The brackets allow the locking mechanism of the Humvee doors to be overcome so that an injured Soldier can be removed from the vehicle in time to save his life.

"We don't want to leave somebody out that had a hand in it. It's easy to take credit, it's much tougher to share with a bigger volume that says this whole group had a hand in this," LaPointe said. "It's not fair to say, 'Hey, I did a great job' when it was a team, a village, behind that."

The PIF was tasked with creating an improved personal effects container prototype. Its display at the facility reminds everyone why their lifesaving inventions are so important. It contains items such as a fallen Soldier's uniform, dog tags and medals. The PIF team interviewed a wide range of male and female staff to get the best ideas, and then created a prototype that looks like a WWII footlocker but is made of a hybrid of eucalyptus and walnut so that it impervious to water.

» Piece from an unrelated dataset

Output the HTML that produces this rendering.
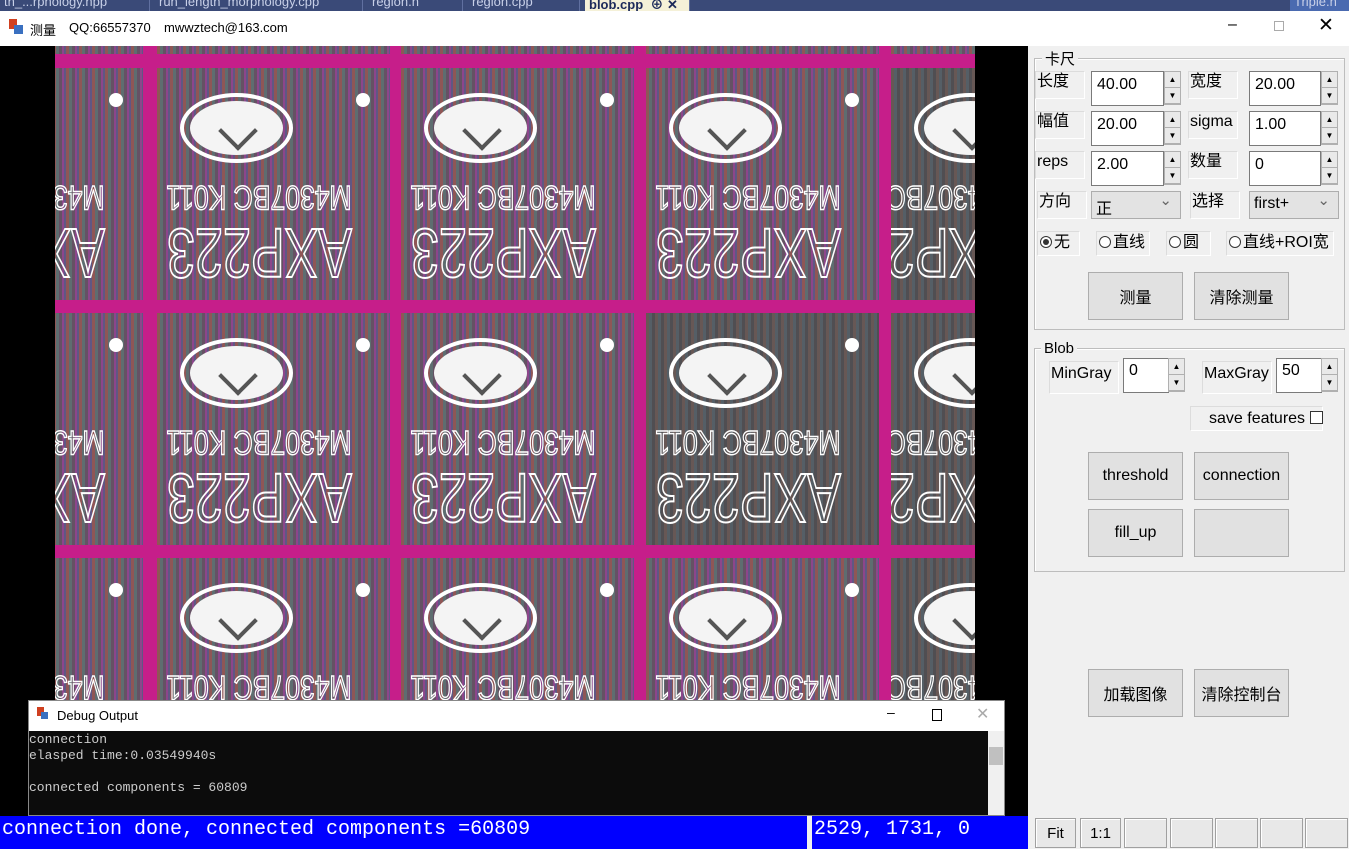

Because Soldiers today are part of what LaPointe calls the "Xbox generation," the PIF has teamed with the Industrial Operations division (a sister Engineering Directorate division) to house a visual graphics lab. The VIZ LAB creates training videos using 3-D models and animations that allow Soldiers to learn how to perform specific tasks. These visualizations are a better way to teach Soldiers instead of simply handing them a maintenance manual.

"You can take young military maintenance guys and let them read the manual and you've lost them in less than five minutes. By the second page they're bored to tears. And then you go out on the aircraft and they didn't retain what they learned in a classroom," LaPointe said. "But if you give them a video, real quick they pick it up, they understand it, they retain it and there's an 80-95 percent retention rate when they work on the aircraft."

The VIZ LAB's team of engineers, graphic artists, software developers and 3-D modelers works to illustrate complex ideas, concepts and processes through the visualizations. The lab's primary mission is rooted in the training arena, but a byproduct of the visualizations is the creation of movies and marketing videos. Just like the visualizations, the marketing videos try to capture the viewers' attention and feed them relevant information that they will retain.

The VIZ LAB can take any idea and illustrate it. In some cases this saves money because customers can see the product before it's built and make some adjustments or changes based on seeing the models. The VIZ LAB created its own marketing video to explain its processes and the types of products it makes.

"We can fool some people with these videos because some of these scenes are so realistic that they do look real, they look like live-action footage when in fact they're 3-D models and animation," VIZ LAB project lead Cody Flores said. "Before anything was even built for the Iraqi Armed 407, we took the design plans that the PIF came up with and actually modeled it from those plans and created a conceptualization of the helicopter. When the Iraqis saw this video, they thought it was real. They thought the helicopters were out there flying and we were taking pictures of it when in fact it was just a model."

When the Iraqi government asked the U.S. government to take a commercial Bell 407 and modify it to become an armed scout reconnaissance helicopter, the PIF team executed the Program Executive Office strategy to take three commercial helicopters and incorporate several Supplemental Type Certificate components, military weapons, and Aircrew Survivability Equipment.

"This was a Team Redstone effort to provide the most cost effective and functional components and equipment to meet a quick turnaround time," Jimmy Dunaway, a government product lead for the Iraqi Armed 407, said. "It's not just the PIF, it's a joint endeavor of the Security Assistance Management Directorate, the Program Management Office Armed Scout Helicopter, the Aviation Flight Test Directorate, the AMRDEC's Aviation Applied Technology Directorate out of Fort Eustis (Va.), Aviation Engineering Directorate, and other Aviation and Missile Command elements -- a lot of organizations and bases or agencies. This has truly been a Redstone enterprise to get these helicopters ready. In a two-year period, we had three helicopters up and in flight test."

The PIF's customer base stretches across the Department of Defense. Inventions displayed at the facility include an electronic display module for Navy Sea Hawks, an infrared zoom laser designator mounted on Apache helicopters, a flare dispenser cable for Chinook helicopters, and a gunner glove or mitt for an M240 machine gun. All of these are lifesaving solutions that the PIF put into the theater very quickly.

In 2004 a customer said he needed an infrared solution and he needed it quick because Army helicopters were crashing into each other at night. So the PIF invented a covert lighting system.

"When we say invent it we mean we go to Fort Belvoir's night vision labs and find out what's the highest intensity IR light emitting diode and then we package it and send the design in 15 days, prototype it, test it, and then carry it down to Fort Rucker. They put it on an aircraft and do a flight test because they've got the ranges for it," LaPointe said. "They come back and say, 'It worked so well, it gave six miles of visibility with night vision goggles. You have five weeks to put 250 of them on the back of our Apaches.'"

The PIF can best be described as a rapid response engineering center. It is a Government Owned Government Operated enterprise established to economically meet compelling and urgent needs of the U.S. government. The PIF has the necessary expertise and facilities to rapidly design, fabricate, integrate, test, qualify and field hardware solutions.

"Colonels come in and tell us that in their prior career they'd see a solution and two years later it still hadn't made it to the battlefield. Here they see real world solutions happening in a matter of weeks or months. Everything here has a rapid urgency to it and we take a lot of pride in making sure we get that solution to them quickly and cost-effectively," LaPointe said.